ニッケイ新聞 2013年3月27日
3月15日までの拡大消費者物価指数(IPCA—15)は市場の予想以下の0・49%高で年間累計も6・43%で止まったが、「雇用と所得」という現政権の旗印がインフレを押し上げており、インフレ抑制のためには低成長が必須という皮肉な意見が出ていると22〜24日付エスタード紙などが報じた。
インフレ圧力の高まりは政府の経済スタッフや中銀も知るところで、年末以降、リオ市やサンパウロ市のバス料金値上げの延期、電力料金値下げ、基礎食料品・雑貨セット(セスタ・バジカ)の免税などといった諸政策が矢継ぎ早に採られてきた。
3月の物価はガソリン代値上げなどの影響が残る一方で、私立校授業料値上げの影響が鎮静化、航空料金も16・41%低下などにより、IPCA—15は0・49%、年間累計も6・43%上昇で終わったが、月末は政府目標上限の6・5%突破は必至と見られ、手放しで喜べない。
政府としては7月以降のリオ市やサンパウロ市のバス代や地下鉄料金などの調整幅も極力押さえたいところで、ディーゼル油のPIS(社会統合基金)とCofins(社会保険融資納付金)免税を検討中だが、これらの対策は一時的な対症療法で、根本対策ではないというのが専門家の意見だ。
3月のIPCA—15が予想以下の上昇だったため、市場では経済基本金利(Selic)引上げは5月からとの見方が広がっているが、従来の中銀がインフレ抑制の切り札としてきた基本金利引上げの先延ばしは政府の意向との声はしばらく前から聞こえている。
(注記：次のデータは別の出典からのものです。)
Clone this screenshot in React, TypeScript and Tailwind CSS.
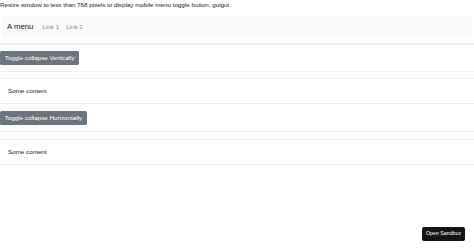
export default function App() {
  const font = { fontFamily: '"Liberation Sans", Arial, sans-serif' };
  return (
    <div className="relative w-[474px] h-[248px] bg-white text-[#212529] overflow-hidden" style={font}>
      <div className="text-[6.25px] leading-[9.4px] whitespace-nowrap">
        Resize window to less than 768 pixels to display mobile menu toggle button. guigui
      </div>
      <nav className="mt-[6.6px] mx-[2px] h-[21px] bg-[#f8f9fa] flex items-center px-[5px]">
        <span className="text-[7.8px] leading-none text-[#1c1c1c]">A menu</span>
        <span className="ml-[9px] text-[6.25px] text-[#8c8c8c]">Link 1</span>
        <span className="ml-[7px] text-[6.25px] text-[#8c8c8c]">Link 2</span>
      </nav>
      <div className="mt-[6px] h-[1.5px] bg-[#eeeeee]" />
      <div className="mt-[6px] flex">
        <div className="h-[14px] px-[4.7px] rounded-[1.6px] bg-[#6c757d] text-white text-[6.25px] flex items-center whitespace-nowrap">
          Toggle collapse Vertically
        </div>
      </div>
      <div className="mt-[6px] h-[1px] bg-[#efefef]" />
      <div className="mt-[6px] h-[26px] border-y border-[#ececec] flex items-center px-[8px] text-[6.25px]">
        Some content
      </div>
      <div className="mt-[7px] flex">
        <div className="h-[14px] px-[4.7px] rounded-[1.6px] bg-[#6c757d] text-white text-[6.25px] flex items-center whitespace-nowrap">
          Toggle collapse Horizontally
        </div>
      </div>
      <div className="mt-[6.5px] h-[1px] bg-[#efefef]" />
      <div className="mt-[6.5px] h-[26px] border-y border-[#ececec] flex items-center px-[8px] text-[6.25px]">
        Some content
      </div>
      <div className="absolute left-[422px] top-[227px] w-[43px] h-[14px] rounded-[2px] bg-[#151515] text-white text-[5.25px] flex items-center justify-center whitespace-nowrap">
        Open Sandbox
      </div>
    </div>
  );
}
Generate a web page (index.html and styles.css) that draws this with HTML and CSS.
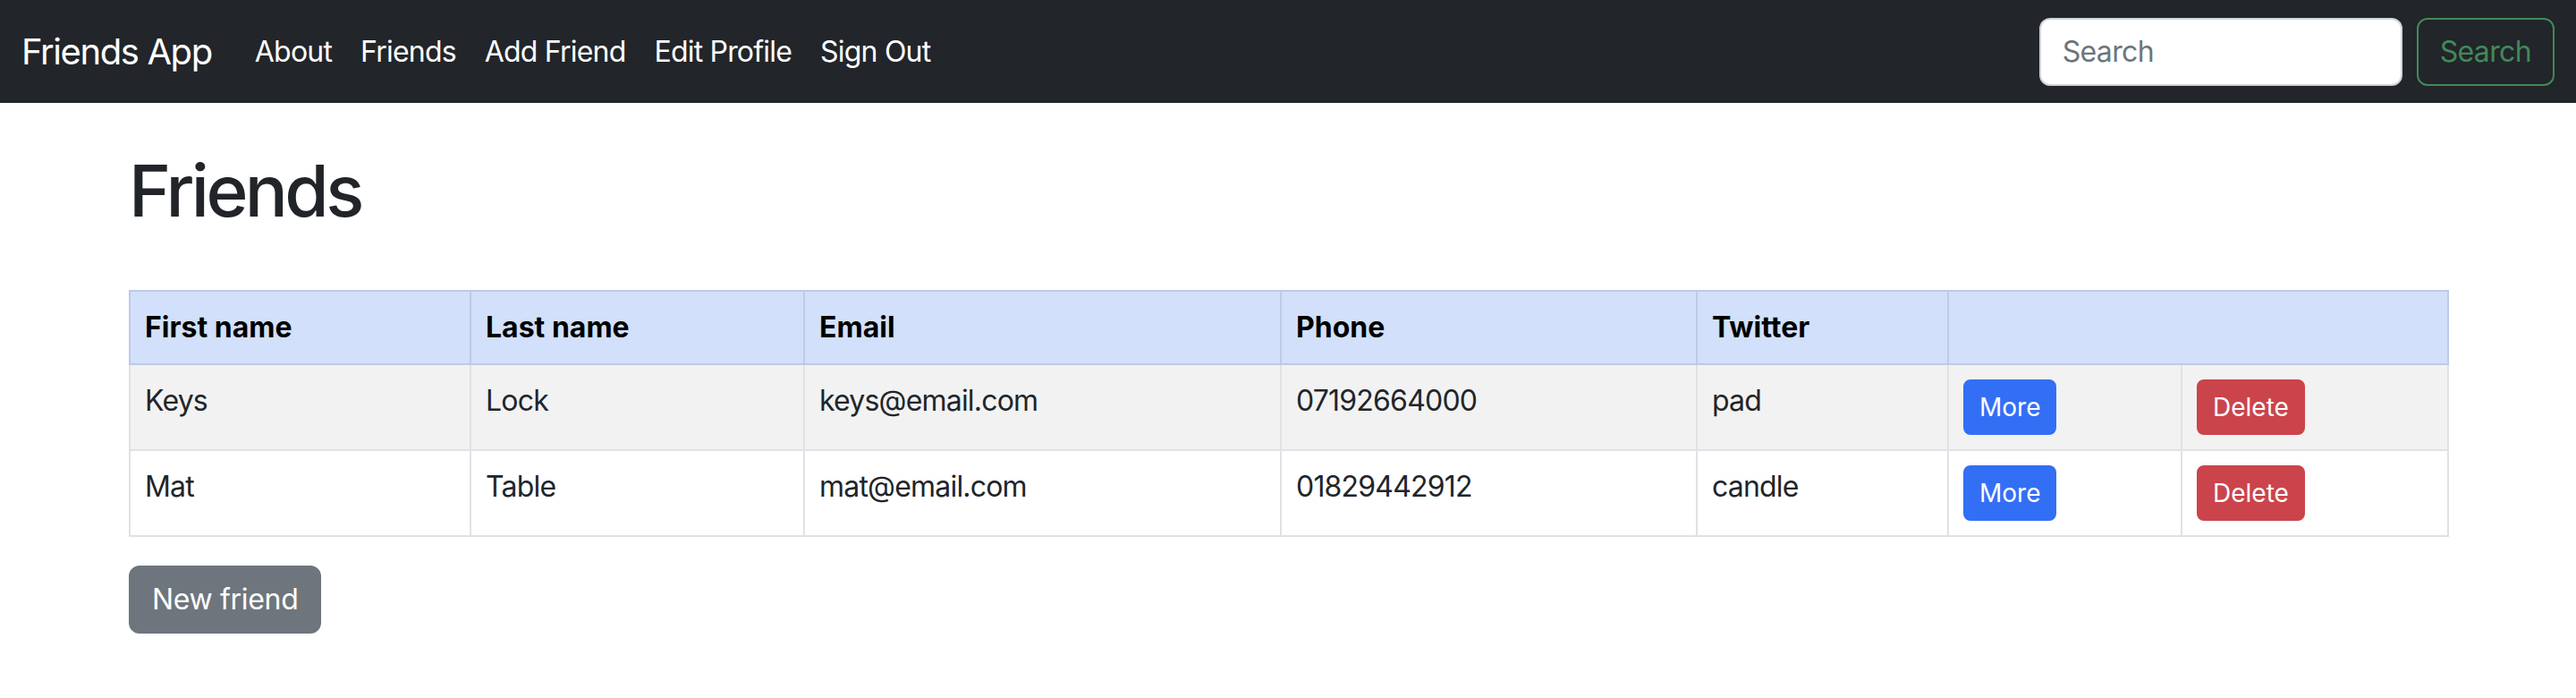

ギド・マンテガ財相は21日、過去2年間の経済成長は予想以下だったが、「雇用と所得」という旗印は維持されていると発言、アレッシャンドレ・トンビニ中銀総裁も翌日、インフレ抑制が第一で観察は怠っていないと明言したが、23、24日付エスタード紙は、中銀は政府目標のIPCA4・5%を遵守する意思を欠く、安定雇用がインフレ押し上げといった記事を掲載した。
ブラジルの雇用と所得は低成長下でも伸びており、ブラジルの最低賃金が2桁近い数字で毎年調整されている事は、他国の経済専門家も注目している。所得増で国内消費が加熱し続けた事は、国際的な金融危機下でも順当な経済回復を遂げた一因で、輸入工業品への高関税などの国内産業保護策が雇用の増加も生んだ。
だが、これらの政策が熟練工などの質の高い労働力の不足や人件費高騰などの生産コスト高を生み、為替の不均衡とも重なって、工業界の国際競争力低下や輸出不振、経済活動減速化にも繋がっている事は余り認識されていない。
労働力の需給バランスの崩れや工業界の競争力低下は長期計画の欠けが原因だし、雇用と所得はインフレを押し上げるといわれても、選挙年前の現政権としては、経済活動の鈍化や基礎収支の黒字目標増額を招きかねない基本金利引上げは最小限に抑えたいところだ。